— begin DATA SHOWN —

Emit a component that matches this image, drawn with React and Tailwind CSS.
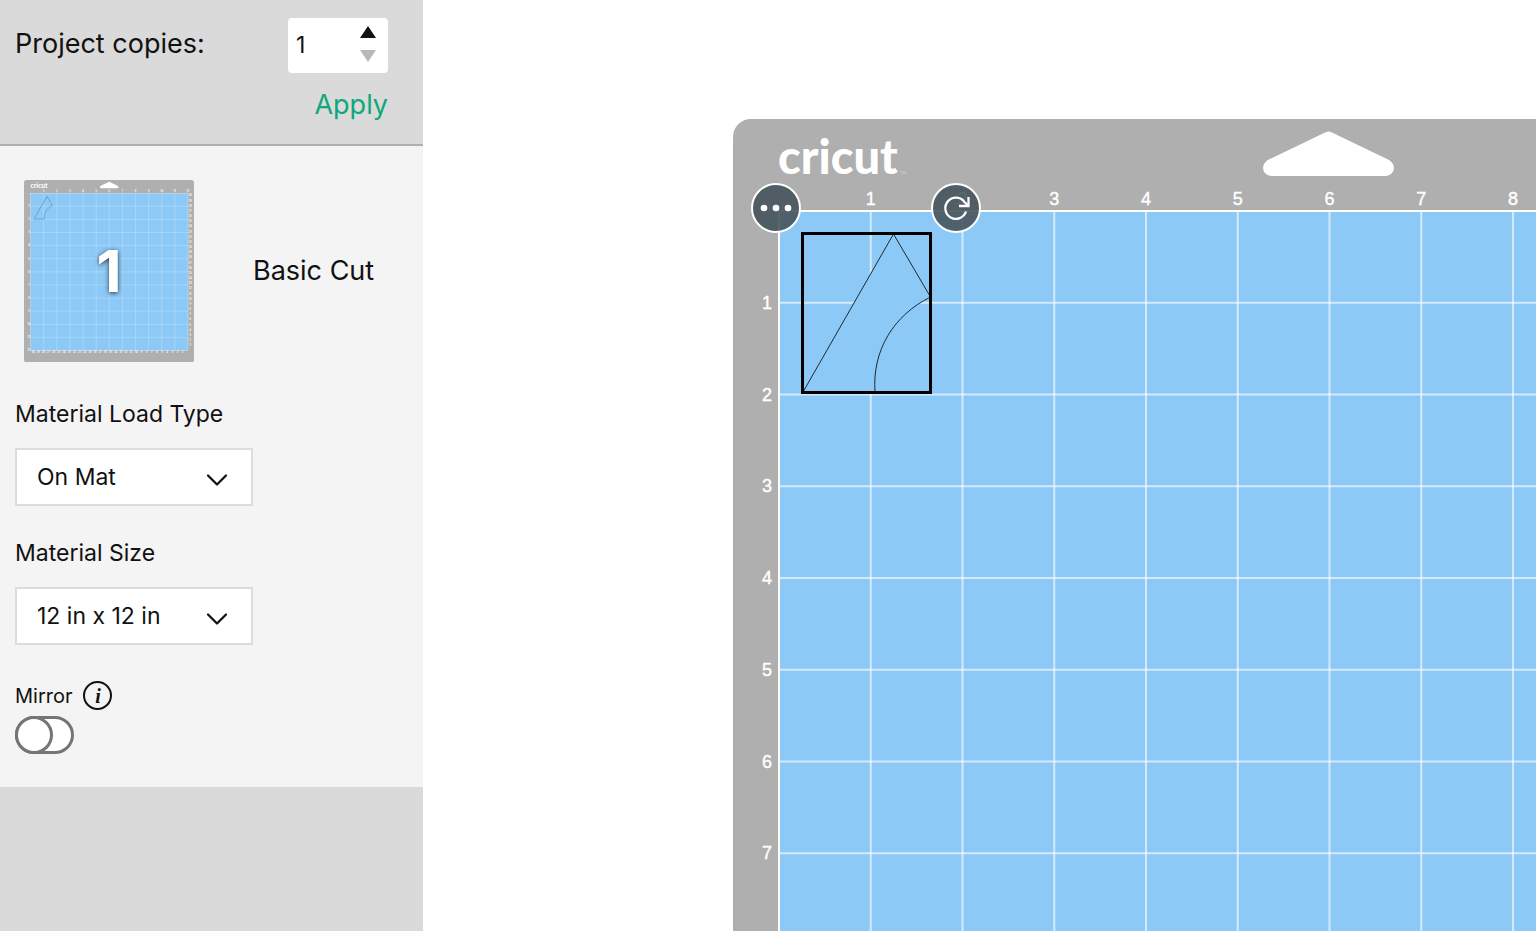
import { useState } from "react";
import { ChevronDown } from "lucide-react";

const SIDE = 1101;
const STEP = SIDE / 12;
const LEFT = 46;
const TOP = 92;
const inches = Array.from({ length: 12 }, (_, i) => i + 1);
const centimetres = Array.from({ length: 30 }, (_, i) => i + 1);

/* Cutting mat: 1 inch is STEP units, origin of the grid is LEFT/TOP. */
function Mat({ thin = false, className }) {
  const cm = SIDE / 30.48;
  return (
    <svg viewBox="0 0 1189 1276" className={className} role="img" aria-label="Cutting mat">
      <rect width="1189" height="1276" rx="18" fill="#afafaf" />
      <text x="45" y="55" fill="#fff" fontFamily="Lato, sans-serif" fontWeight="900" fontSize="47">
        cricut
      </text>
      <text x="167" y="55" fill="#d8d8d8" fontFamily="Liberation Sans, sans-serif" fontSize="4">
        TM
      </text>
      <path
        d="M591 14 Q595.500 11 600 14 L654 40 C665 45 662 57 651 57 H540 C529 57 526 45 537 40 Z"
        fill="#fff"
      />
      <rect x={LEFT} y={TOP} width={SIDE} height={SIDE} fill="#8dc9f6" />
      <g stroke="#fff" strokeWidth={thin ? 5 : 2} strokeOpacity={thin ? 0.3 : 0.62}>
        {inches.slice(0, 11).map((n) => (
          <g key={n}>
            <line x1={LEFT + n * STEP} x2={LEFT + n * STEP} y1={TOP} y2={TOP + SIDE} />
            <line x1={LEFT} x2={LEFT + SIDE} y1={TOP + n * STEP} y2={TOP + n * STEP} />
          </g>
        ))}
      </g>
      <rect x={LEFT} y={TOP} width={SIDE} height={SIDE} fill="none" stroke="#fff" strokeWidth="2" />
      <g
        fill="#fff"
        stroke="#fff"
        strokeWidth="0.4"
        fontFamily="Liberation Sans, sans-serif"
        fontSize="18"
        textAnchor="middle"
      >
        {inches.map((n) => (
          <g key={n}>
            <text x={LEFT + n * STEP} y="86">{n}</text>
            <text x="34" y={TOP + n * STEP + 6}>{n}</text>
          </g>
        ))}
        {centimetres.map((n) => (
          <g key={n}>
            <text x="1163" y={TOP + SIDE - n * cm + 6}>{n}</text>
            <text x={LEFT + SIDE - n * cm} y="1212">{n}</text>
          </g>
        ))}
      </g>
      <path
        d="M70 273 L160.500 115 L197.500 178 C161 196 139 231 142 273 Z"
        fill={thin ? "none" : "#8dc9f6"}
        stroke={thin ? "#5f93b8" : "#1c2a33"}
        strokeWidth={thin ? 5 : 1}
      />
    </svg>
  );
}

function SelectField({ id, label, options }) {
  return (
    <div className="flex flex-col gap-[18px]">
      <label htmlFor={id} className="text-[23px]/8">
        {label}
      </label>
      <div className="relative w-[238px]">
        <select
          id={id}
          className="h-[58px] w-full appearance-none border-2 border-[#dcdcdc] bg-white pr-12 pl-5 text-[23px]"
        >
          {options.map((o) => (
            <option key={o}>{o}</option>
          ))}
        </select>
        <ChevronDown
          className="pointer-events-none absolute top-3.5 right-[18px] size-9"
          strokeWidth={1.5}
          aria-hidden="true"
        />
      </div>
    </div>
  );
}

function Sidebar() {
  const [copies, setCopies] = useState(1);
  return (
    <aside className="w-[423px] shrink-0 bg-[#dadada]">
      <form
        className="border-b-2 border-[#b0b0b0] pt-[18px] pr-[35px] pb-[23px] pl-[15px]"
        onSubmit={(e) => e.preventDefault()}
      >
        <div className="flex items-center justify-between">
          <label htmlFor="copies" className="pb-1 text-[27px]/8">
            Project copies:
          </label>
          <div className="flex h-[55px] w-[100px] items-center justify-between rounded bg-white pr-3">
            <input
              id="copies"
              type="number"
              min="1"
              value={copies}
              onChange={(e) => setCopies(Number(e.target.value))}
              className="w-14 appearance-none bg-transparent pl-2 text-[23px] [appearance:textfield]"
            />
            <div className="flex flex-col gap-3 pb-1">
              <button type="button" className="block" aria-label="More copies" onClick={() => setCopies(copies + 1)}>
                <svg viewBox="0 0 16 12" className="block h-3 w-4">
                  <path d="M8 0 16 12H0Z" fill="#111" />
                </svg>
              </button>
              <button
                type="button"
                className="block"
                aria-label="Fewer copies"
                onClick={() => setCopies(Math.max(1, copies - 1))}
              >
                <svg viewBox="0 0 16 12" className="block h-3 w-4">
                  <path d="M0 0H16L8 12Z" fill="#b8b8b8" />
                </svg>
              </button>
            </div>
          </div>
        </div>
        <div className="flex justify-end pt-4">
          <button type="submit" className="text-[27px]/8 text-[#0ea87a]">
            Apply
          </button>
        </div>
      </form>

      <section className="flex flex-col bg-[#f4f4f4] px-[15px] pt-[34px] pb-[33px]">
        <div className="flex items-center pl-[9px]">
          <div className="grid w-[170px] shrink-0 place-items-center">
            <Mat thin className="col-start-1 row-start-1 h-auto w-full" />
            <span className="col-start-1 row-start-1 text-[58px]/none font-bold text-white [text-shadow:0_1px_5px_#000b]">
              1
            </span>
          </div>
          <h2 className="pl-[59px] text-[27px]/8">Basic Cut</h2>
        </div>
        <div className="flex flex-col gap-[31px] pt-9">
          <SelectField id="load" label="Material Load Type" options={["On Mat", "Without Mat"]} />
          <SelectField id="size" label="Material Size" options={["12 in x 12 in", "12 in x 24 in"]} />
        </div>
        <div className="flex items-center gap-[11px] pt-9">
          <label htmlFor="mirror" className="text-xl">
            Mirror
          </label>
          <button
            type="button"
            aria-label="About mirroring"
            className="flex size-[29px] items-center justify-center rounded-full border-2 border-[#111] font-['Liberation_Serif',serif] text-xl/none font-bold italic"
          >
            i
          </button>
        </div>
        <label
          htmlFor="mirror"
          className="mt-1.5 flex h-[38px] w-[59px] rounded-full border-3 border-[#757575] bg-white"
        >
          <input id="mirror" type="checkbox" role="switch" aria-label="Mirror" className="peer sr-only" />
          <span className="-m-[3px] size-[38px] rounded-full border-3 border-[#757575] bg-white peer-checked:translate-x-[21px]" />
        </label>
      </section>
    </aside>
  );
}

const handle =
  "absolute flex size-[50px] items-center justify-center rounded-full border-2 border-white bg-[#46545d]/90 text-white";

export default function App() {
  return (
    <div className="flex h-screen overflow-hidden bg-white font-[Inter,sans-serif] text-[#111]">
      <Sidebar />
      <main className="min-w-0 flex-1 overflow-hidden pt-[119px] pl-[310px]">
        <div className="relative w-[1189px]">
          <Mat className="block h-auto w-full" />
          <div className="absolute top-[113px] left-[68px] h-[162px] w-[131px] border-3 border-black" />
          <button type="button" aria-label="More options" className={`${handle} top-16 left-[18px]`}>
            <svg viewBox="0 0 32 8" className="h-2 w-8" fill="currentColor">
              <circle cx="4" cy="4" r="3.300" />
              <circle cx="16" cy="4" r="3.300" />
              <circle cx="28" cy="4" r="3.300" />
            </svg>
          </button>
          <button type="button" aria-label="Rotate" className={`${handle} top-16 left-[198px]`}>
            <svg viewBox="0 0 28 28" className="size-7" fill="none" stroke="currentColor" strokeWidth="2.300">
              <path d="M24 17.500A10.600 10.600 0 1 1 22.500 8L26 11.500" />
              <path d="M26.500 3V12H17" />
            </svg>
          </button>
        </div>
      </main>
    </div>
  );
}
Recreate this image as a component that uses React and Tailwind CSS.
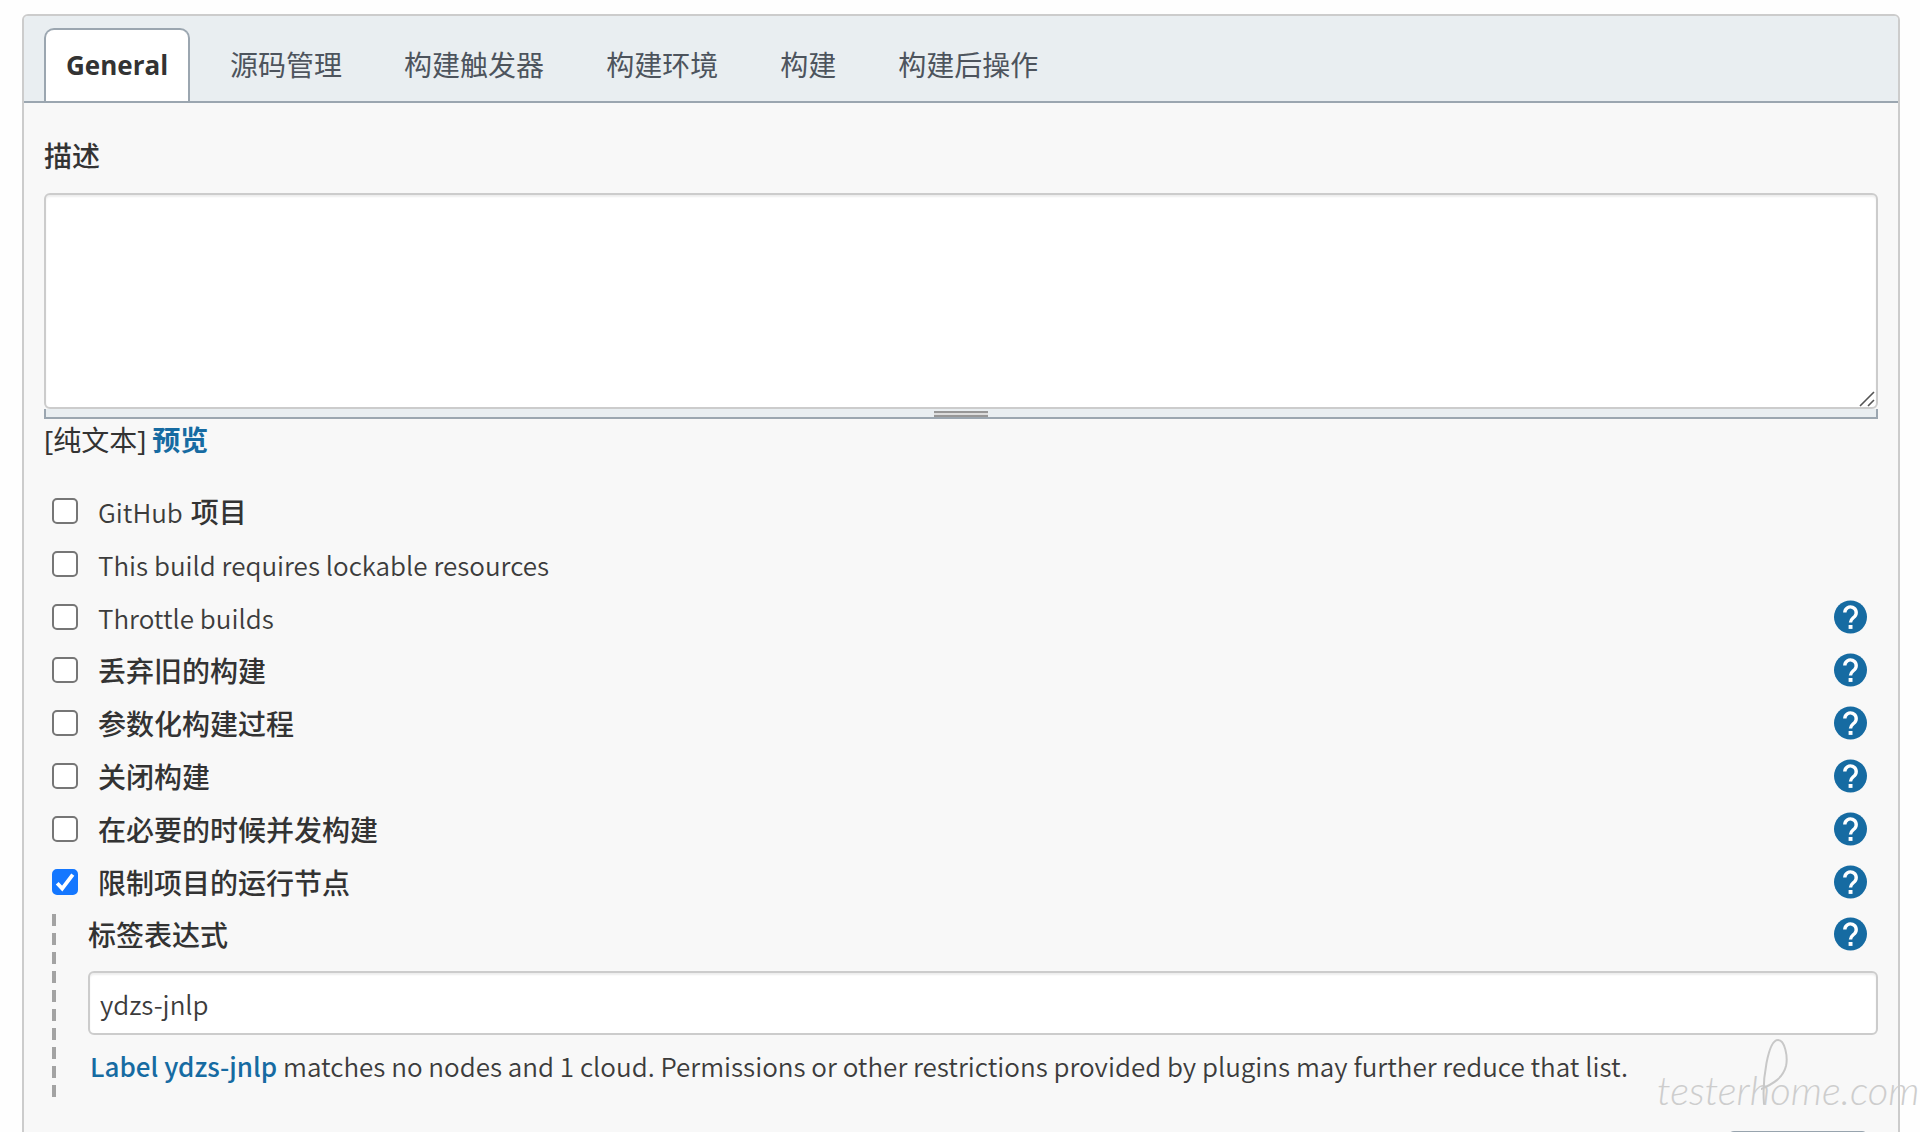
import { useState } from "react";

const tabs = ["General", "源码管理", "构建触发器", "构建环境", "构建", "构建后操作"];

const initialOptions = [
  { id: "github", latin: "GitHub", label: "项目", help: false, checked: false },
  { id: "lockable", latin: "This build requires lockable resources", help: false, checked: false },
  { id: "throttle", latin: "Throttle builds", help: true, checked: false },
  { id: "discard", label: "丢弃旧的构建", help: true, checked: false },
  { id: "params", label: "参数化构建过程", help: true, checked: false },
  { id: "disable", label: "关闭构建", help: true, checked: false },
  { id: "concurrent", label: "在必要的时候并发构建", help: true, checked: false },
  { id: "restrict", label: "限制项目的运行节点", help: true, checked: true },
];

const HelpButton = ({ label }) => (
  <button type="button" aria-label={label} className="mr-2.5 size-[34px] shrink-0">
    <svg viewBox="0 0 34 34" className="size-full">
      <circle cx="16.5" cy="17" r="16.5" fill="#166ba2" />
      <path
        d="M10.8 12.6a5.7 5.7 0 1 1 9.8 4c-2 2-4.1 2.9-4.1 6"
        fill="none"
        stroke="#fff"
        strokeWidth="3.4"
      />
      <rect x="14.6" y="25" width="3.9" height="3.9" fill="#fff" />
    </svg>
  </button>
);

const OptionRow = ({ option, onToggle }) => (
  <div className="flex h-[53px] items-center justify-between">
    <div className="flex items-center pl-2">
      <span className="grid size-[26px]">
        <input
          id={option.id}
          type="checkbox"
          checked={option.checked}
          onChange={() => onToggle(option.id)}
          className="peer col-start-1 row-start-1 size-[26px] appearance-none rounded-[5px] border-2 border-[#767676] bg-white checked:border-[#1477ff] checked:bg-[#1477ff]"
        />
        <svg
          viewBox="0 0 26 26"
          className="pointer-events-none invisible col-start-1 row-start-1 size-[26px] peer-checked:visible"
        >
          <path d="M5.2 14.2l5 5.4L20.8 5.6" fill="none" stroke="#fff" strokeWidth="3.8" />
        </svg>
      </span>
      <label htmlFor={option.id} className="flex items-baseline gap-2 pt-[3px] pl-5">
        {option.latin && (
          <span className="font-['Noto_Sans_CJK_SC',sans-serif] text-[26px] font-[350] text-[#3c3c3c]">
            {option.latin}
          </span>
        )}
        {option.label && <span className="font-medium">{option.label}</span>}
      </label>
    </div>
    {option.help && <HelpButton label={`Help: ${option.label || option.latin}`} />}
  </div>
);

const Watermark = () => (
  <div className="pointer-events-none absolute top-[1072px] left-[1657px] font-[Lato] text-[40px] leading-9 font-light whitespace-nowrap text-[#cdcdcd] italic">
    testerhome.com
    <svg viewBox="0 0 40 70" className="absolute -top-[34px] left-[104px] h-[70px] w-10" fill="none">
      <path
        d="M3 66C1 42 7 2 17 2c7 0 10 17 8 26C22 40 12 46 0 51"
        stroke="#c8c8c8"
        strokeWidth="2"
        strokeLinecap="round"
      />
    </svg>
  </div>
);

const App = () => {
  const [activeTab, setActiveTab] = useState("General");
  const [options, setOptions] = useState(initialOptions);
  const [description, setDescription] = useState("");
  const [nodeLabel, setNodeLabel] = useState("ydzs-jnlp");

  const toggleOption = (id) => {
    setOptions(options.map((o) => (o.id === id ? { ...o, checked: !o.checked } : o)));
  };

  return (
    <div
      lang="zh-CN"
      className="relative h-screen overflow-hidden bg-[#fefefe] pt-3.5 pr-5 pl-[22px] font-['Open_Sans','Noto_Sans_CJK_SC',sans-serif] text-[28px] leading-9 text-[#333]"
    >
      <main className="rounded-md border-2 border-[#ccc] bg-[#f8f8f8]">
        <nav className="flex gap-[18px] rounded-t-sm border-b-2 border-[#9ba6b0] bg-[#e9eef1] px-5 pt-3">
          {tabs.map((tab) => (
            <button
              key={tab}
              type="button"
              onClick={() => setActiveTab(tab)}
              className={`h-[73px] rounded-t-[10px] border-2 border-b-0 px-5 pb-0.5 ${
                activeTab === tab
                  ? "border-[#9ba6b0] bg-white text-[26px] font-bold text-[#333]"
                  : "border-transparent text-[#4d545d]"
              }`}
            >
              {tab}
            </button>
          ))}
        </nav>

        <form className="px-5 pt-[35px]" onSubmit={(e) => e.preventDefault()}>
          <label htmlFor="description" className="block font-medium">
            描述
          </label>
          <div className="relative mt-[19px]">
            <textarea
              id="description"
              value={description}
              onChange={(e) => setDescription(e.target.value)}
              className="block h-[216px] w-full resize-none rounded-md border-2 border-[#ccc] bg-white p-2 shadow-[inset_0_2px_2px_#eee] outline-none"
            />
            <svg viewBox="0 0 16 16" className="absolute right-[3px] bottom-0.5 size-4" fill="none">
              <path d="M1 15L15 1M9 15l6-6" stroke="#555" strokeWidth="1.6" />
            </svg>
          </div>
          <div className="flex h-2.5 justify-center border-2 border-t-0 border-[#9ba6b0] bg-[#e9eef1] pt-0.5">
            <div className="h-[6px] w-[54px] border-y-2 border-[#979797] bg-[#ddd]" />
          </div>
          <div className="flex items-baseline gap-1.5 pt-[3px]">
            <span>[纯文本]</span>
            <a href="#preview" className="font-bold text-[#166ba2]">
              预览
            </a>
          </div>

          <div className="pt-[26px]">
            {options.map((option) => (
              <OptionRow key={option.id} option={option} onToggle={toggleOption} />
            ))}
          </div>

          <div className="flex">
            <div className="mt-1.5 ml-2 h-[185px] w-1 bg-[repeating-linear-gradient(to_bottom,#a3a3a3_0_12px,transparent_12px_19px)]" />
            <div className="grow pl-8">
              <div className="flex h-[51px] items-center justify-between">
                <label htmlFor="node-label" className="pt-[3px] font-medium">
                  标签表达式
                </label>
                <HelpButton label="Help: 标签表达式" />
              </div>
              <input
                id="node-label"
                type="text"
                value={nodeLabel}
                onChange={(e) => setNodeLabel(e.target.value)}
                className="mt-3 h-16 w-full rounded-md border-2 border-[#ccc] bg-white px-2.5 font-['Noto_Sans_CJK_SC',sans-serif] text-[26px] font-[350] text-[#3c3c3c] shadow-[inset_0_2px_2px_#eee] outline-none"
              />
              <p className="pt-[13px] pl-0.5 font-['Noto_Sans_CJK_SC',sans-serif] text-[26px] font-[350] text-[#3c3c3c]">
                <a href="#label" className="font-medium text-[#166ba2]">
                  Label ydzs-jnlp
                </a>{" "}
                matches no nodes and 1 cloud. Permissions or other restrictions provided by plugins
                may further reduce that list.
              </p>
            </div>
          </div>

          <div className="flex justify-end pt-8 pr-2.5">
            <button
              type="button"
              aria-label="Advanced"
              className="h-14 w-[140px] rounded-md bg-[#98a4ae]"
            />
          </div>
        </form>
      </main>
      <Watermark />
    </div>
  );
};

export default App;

— end DATA SHOWN —

*WHAT THE TASK REQUIRES*. Extract, from the material above, each line holding the word "matches".

*THE SOLUTION*.
Emit a component that matches this image, drawn with React and Tailwind CSS.
                matches no nodes and 1 cloud. Permissions or other restrictions provided by plugins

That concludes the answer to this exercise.